Some companies offer a hybrid: a lump sum for incidental costs (disconnecting utilities, updating your driver’s license, small household purchases) combined with direct reimbursement or company-paid services for the major expenses like the moving truck and temporary housing. If you are given a choice, weigh how predictable your costs are against how much record-keeping you are willing to do.

Getting the Agreement in Writing

Once you reach a deal, every term should appear in a written addendum to your offer letter or employment contract. Verbal promises are difficult to enforce months later when a different HR representative handles your reimbursement request.
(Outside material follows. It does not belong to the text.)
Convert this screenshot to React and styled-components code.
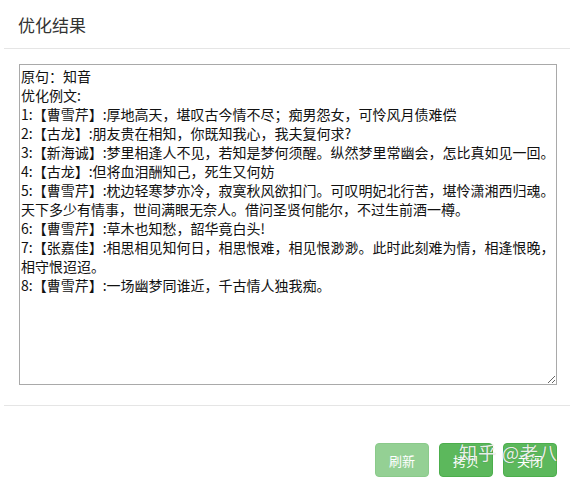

The document should cover at minimum:

  • Covered expenses: A specific list of what the employer will pay for, including dollar caps on each category.
  • Payment method: Whether each benefit is a lump sum, direct reimbursement, or company-arranged service.
  • Tax gross-up: Whether the employer will cover the additional tax liability on each taxable benefit, and how the gross-up will be calculated.
  • Timeline: Deadlines for submitting receipts, completing the move, and starting in the new location.
  • Repayment terms: The length of the commitment period, whether repayment is prorated, and what triggers repayment (resignation, termination for cause, layoff).

Keep copies of every receipt, moving estimate, and expense record for at least three years after the tax year in which you received the benefit. The IRS requires you to substantiate deductions and items reported on your returns, and your employer may need the same documentation for its own compliance.5Internal Revenue Service. Recordkeeping A well-documented relocation file protects you if a reimbursement is questioned or if the repayment clause is ever disputed.